In the instant case, the sewn in country of origin label is
securely attached to the ballet slipper and therefore satisfies
the permanency requirement of 19 U.S.C. 1304 and 19 CFR
134.41(b). However, the country of origin marking on the back of
the label is not conspicuous within the meaning of these
provisions. In Headquarters Ruling Letters 724694, dated March
6, 1984, and 731727, dated June 16, 1989, Customs ruled that a
country of origin marking on the back of a label is not easy to
find and is therefore not conspicuous. The ultimate purchaser
should not have to fold over the label to read the country of
origin marking. In accordance with those rulings, we find that
because the country of origin marking on the ballet slipper is on
the back of the label it is not conspicuous and should be placed
on the front of the label.
HOLDING:
Ballet slipper #1 is classifiable in subheading 6405.20.30,
HTSUSA, which provides for other footwear, with uppers of
textile materials, with uppers of vegetable fibers and with
outersoles of a material other than rubber, plastics, leather or
composition leather. The rate of duty is 7.5 percent ad
valorem.
Ballet slipper #2 is classifiable in subheading 6404.20.40,
HTSUSA, which provides for footwear with outer soles of leather
and uppers of textile materials, not over 50 percent by weight of
rubber or plastics and not over 50 percent by weight of textile
materials and rubber or plastics with at least 10 percent by
weight being rubber or plastics, valued over $2.50/pr. The rate
of duty is 10 percent ad valorem.
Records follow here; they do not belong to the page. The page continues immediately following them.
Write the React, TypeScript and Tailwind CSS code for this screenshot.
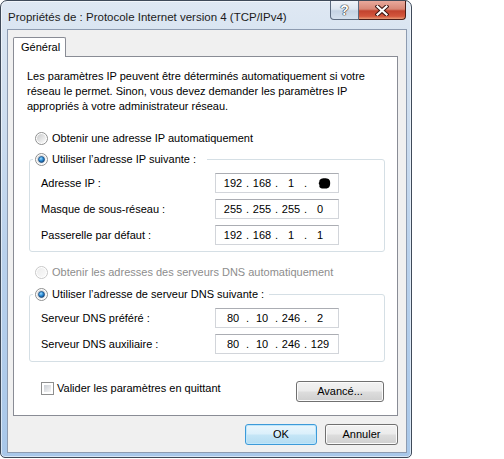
import { useId } from "react";

function Radio({ checked = false, disabled = false }: { checked?: boolean; disabled?: boolean }) {
  const id = useId().replace(/:/g, "");
  return (
    <svg width="13" height="13" viewBox="0 0 13 13" className="shrink-0">
      <defs>
        <linearGradient id={`rf${id}`} x1="0" y1="0" x2="1" y2="1">
          <stop offset="0" stopColor={disabled ? "#ececec" : "#c9cacb"} />
          <stop offset="1" stopColor={disabled ? "#fafafa" : "#fdfdfd"} />
        </linearGradient>
        <radialGradient id={`rd${id}`} cx="0.4" cy="0.35" r="0.75">
          <stop offset="0" stopColor="#9fdcff" />
          <stop offset="0.45" stopColor="#2f8fd8" />
          <stop offset="1" stopColor="#0c3a70" />
        </radialGradient>
      </defs>
      <circle cx="6.5" cy="6.5" r="6" fill="#fff" stroke={disabled ? "#c8c8c8" : "#8e8f8f"} />
      <circle cx="6.5" cy="6.5" r="4.5" fill={`url(#rf${id})`} />
      {checked && (
        <circle cx="6.5" cy="6.5" r="3" fill={`url(#rd${id})`} stroke="#19477a" strokeWidth="0.7" />
      )}
    </svg>
  );
}

function IpBox({ octets, masked = false }: { octets: string[]; masked?: boolean }) {
  return (
    <div className="flex h-[20px] w-[124px] items-center border border-[#d2d5da] border-t-[#abadb3] bg-white pl-[6px]">
      {octets.map((o, i) => (
        <div key={i} className="flex items-center">
          {i > 0 && <span className="w-[7px] text-center">.</span>}
          <span className="flex w-[22px] justify-center">
            {masked && i === 3 ? (
              <svg width="15" height="13" viewBox="0 0 15 13" className="ml-[9px]">
                <path
                  d="M3 1.5 C5 0.2 10 0.2 12.5 1.5 C14.6 3 14.6 9 12.5 11 C10 12.8 5 12.8 2.6 11.4 C1.5 10.6 1.2 9 1.8 8.2 C0.6 7.4 0.6 5.4 1.6 4.8 C1.2 3.5 1.8 2.2 3 1.5 Z"
                  fill="#000"
                />
              </svg>
            ) : (
              o
            )}
          </span>
        </div>
      ))}
    </div>
  );
}

function Row({ label, octets, masked }: { label: string; octets: string[]; masked?: boolean }) {
  return (
    <div className="flex h-[20px] items-center">
      <span className="w-[174px]">{label}</span>
      <IpBox octets={octets} masked={masked} />
    </div>
  );
}

function Button({ children, primary = false, className = "" }: { children: string; primary?: boolean; className?: string }) {
  return (
    <div
      className={
        "flex h-[21px] items-center justify-center rounded-[3px] border " +
        (primary
          ? "border-[#3c9ad9] bg-[linear-gradient(#eaf6fd_0%,#dcf0fb_45%,#c4e5f6_55%,#b4dcf2_100%)] shadow-[inset_0_0_0_1px_#bfe6fb]"
          : "border-[#707070] bg-[linear-gradient(#f2f2f2_0%,#ebebeb_48%,#dddddd_52%,#cfcfcf_100%)] shadow-[inset_0_0_0_1px_#fbfbfb]") +
        " " +
        className
      }
    >
      {children}
    </div>
  );
}

export default function App() {
  return (
    <div className="h-[459px] w-[504px] overflow-hidden bg-white font-['Liberation_Sans',Arial,sans-serif] text-[11px] leading-[15px] text-black">
      <div className="flex h-[458px] w-[412px] flex-col rounded-t-[7px] rounded-b-[5px] border border-[#3f4a59] bg-[linear-gradient(180deg,#dfe8f3_0%,#d8e4f1_8%,#cbdcef_30%,#b9d1ec_55%,#a8c7e9_100%)] shadow-[inset_0_0_0_1px_rgba(255,255,255,0.55)]">
        {/* title bar */}
        <div className="flex h-[28px] shrink-0 items-start">
          <div className="flex-1 pl-[7px] pt-[9px] text-[11.5px] text-[#1b1b1b]">
            Propriétés de : Protocole Internet version 4 (TCP/IPv4)
          </div>
          <div className="mr-[5px] flex h-[19px]">
            <div className="flex w-[29px] items-center justify-center rounded-bl-[4px] border border-t-0 border-[#5b6a7e] bg-[linear-gradient(#f0f4f9_0%,#dde6f0_45%,#c5d3e3_55%,#d5e1ee_100%)]">
              <span className="text-[14px] font-bold leading-none text-white [text-shadow:0_0_1px_#222,0_0_1px_#222,0_0_1px_#222]">
                ?
              </span>
            </div>
            <div className="flex w-[47px] items-center justify-center rounded-br-[4px] border border-l-0 border-t-0 border-[#4a1d17] bg-[linear-gradient(#e9a99c_0%,#d88776_45%,#c2432e_55%,#d3563c_85%,#e79b78_100%)]">
              <svg width="14" height="11" viewBox="0 0 14 11">
                <path d="M2.5 1.5 L11.5 9.5 M11.5 1.5 L2.5 9.5" stroke="#3b1410" strokeWidth="4.2" strokeLinecap="square" />
                <path d="M2.5 1.5 L11.5 9.5 M11.5 1.5 L2.5 9.5" stroke="#fff" strokeWidth="2.2" strokeLinecap="square" />
              </svg>
            </div>
          </div>
        </div>

        {/* client area */}
        <div className="ml-[6px] flex h-[424px] w-[400px] flex-col border border-[#8d9bb0] bg-[#f0f0f0]">
          <div className="pl-[5px] pt-[7px]">
            {/* tab */}
            <div className="relative z-10 -mb-px flex h-[20px] w-[53px] items-center rounded-t-[2px] border border-b-0 border-[#898c95] bg-white pl-[7px]">
              Général
            </div>
            {/* panel */}
            <div className="h-[360px] w-[385px] border border-[#898c95] bg-white">
              <p className="pl-[13px] pt-[12px]">
                Les paramètres IP peuvent être déterminés automatiquement si votre
                <br />
                réseau le permet. Sinon, vous devez demander les paramètres IP
                <br />
                appropriés à votre administrateur réseau.
              </p>

              <div className="mt-[16px] flex h-[16px] items-center gap-[4px] pl-[21px]">
                <Radio />
                <span>Obtenir une adresse IP automatiquement</span>
              </div>

              <fieldset className="ml-[15px] mt-[5px] w-[356px] rounded-[3px] border border-[#d5dfe5] px-[3px] pb-[6px]">
                <legend className="flex h-[16px] items-center gap-[4px] pl-[2px] pr-[11px]">
                  <Radio checked />
                  <span>Utiliser l’adresse IP suivante :</span>
                </legend>
                <div className="mt-[6px] flex flex-col gap-[6px] pl-[8px]">
                  <Row label="Adresse IP :" octets={["192", "168", "1", ""]} masked />
                  <Row label="Masque de sous-réseau :" octets={["255", "255", "255", "0"]} />
                  <Row label="Passerelle par défaut :" octets={["192", "168", "1", "1"]} />
                </div>
              </fieldset>

              <div className="mt-[12px] flex h-[16px] items-center gap-[4px] pl-[21px] text-[#8d8d8d]">
                <Radio disabled />
                <span>Obtenir les adresses des serveurs DNS automatiquement</span>
              </div>

              <fieldset className="ml-[15px] mt-[6px] w-[356px] rounded-[3px] border border-[#d5dfe5] px-[3px] pb-[7px]">
                <legend className="flex h-[16px] items-center gap-[4px] pl-[2px] pr-[5px]">
                  <Radio checked />
                  <span>Utiliser l’adresse de serveur DNS suivante :</span>
                </legend>
                <div className="mt-[6px] flex flex-col gap-[6px] pl-[8px]">
                  <Row label="Serveur DNS préféré :" octets={["80", "10", "246", "2"]} />
                  <Row label="Serveur DNS auxiliaire :" octets={["80", "10", "246", "129"]} />
                </div>
              </fieldset>

              <div className="mt-[19px] flex items-start justify-between pl-[27px] pr-[13px]">
                <div className="flex items-center gap-[3px]">
                  <div className="h-[13px] w-[13px] border border-[#8e8f8f] bg-white p-[2px]">
                    <div className="h-full w-full bg-[linear-gradient(135deg,#cbcfd5,#f6f6f6)]" />
                  </div>
                  <span>Valider les paramètres en quittant</span>
                </div>
                <Button className="w-[88px]">Avancé...</Button>
              </div>
            </div>
          </div>

          <div className="mt-[8px] flex justify-end gap-[8px] pr-[8px]">
            <Button primary className="w-[72px]">OK</Button>
            <Button className="w-[73px]">Annuler</Button>
          </div>
        </div>
      </div>
    </div>
  );
}
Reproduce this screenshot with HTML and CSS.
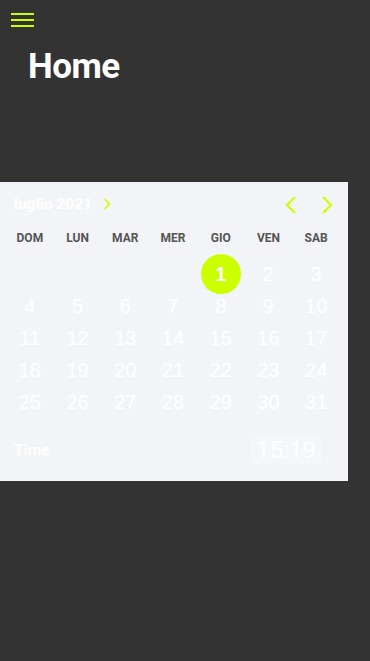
FILE: index.html
```html
<!DOCTYPE html>
<html>
<head>
<meta charset="utf-8">
<link rel="stylesheet" href="styles.css">
</head>
<body>
<div class="app">
  <div class="topbar">
    <div class="burger"><span></span><span></span><span></span></div>
  </div>
  <h1 class="title">Home</h1>
  <div class="calendar">
    <div class="cal-head">
      <div class="month">luglio 2021
        <svg class="mchev" width="8" height="12" viewBox="0 0 8 12"><path d="M1.5 1 L6.5 6 L1.5 11" fill="none" stroke="#ccff00" stroke-width="1.7"/></svg>
      </div>
      <div class="navs">
        <svg width="12" height="20" viewBox="0 0 12 20"><path d="M10 2 L2 10 L10 18" fill="none" stroke="#ccff00" stroke-width="2.2"/></svg>
        <svg width="12" height="20" viewBox="0 0 12 20"><path d="M2 2 L10 10 L2 18" fill="none" stroke="#ccff00" stroke-width="2.2"/></svg>
      </div>
    </div>
    <div class="grid wk">
      <div>DOM</div><div>LUN</div><div>MAR</div><div>MER</div><div>GIO</div><div>VEN</div><div>SAB</div>
    </div>
    <div class="grid days">
      <div></div><div></div><div></div><div></div><div class="sel"><span>1</span></div><div>2</div><div>3</div>
      <div>4</div><div>5</div><div>6</div><div>7</div><div>8</div><div>9</div><div>10</div>
      <div>11</div><div>12</div><div>13</div><div>14</div><div>15</div><div>16</div><div>17</div>
      <div>18</div><div>19</div><div>20</div><div>21</div><div>22</div><div>23</div><div>24</div>
      <div>25</div><div>26</div><div>27</div><div>28</div><div>29</div><div>30</div><div>31</div>
    </div>
    <div class="time-row">
      <div class="time-label">Time</div>
      <div class="time-box">15:19</div>
    </div>
  </div>
</div>
</body>
</html>
```

FILE: styles.css
```css
html, body {
  margin: 0;
  padding: 0;
  background: #333333;
}
.app {
  width: 370px;
  height: 661px;
  background: #333333;
  font-family: Roboto, "Liberation Sans", sans-serif;
}
.topbar {
  padding: 13px 0 0 11px;
  height: 28px;
  box-sizing: border-box;
}
.burger {
  width: 23px;
  display: flex;
  flex-direction: column;
  gap: 4px;
}
.burger span {
  display: block;
  height: 2px;
  background: #ccff00;
}
.title {
  margin: 19px 0 0 28px;
  font-size: 35px;
  font-weight: 700;
  color: #ffffff;
  line-height: 40px;
  letter-spacing: -0.5px;
}
.calendar {
  margin-top: 95px;
  width: 348px;
  height: 299px;
  background: #f3f4f8;
  box-sizing: border-box;
  padding: 0 8px 0 6px;
}
.cal-head {
  height: 44px;
  display: flex;
  align-items: center;
  justify-content: space-between;
  padding-left: 8px;
}
.month {
  font-size: 15.5px;
  font-weight: 700;
  color: #ffffff;
  display: flex;
  align-items: center;
  gap: 11px;
}
.mchev { display: block; }
.navs {
  display: flex;
  gap: 24px;
  padding-right: 7px;
  padding-top: 2px;
}
.navs svg { display: block; }
.grid {
  display: grid;
  grid-template-columns: repeat(7, 1fr);
  text-align: center;
}
.wk {
  height: 24px;
  align-items: center;
  font-size: 12px;
  font-weight: 700;
  color: #555555;
}
.days {
  margin-top: 8px;
  grid-auto-rows: 32px;
  font-family: "Liberation Sans", Arial, sans-serif;
  font-size: 20px;
  color: #ffffff;
}
.days div {
  display: flex;
  align-items: center;
  justify-content: center;
}
.sel span {
  width: 40px;
  height: 40px;
  flex: none;
  border-radius: 50%;
  background: #ccff00;
  color: #ffffff;
  font-weight: 700;
  display: flex;
  align-items: center;
  justify-content: center;
}
.time-row {
  margin-top: 17px;
  display: flex;
  align-items: center;
  justify-content: space-between;
  padding-left: 8px;
  padding-right: 16px;
}
.time-label {
  font-size: 15.5px;
  font-weight: 700;
  color: #ffffff;
}
.time-box {
  font-size: 24px;
  font-weight: 400;
  color: #ffffff;
  padding: 0 7px;
  height: 28px;
  line-height: 28px;
  border-radius: 6px;
  background: #f5f6f9;
  border: 1px solid #f0f1f5;
}
```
If the ballet slipper is
valued under $2.50 /pair, it would be classifiable in subheading
6404.20.20, HTSUSA, dutiable at the rate of 15 percent ad
valorem.
The country of origin marking for the ballet slippers on a
sewn in label satisfies the permanency requirement of 19 U.S.C.
1304 and 19 CFR 134.41(b). However, the country of origin
marking on the back of the sewn-in label is not conspicuous
within the meaning of these provisions.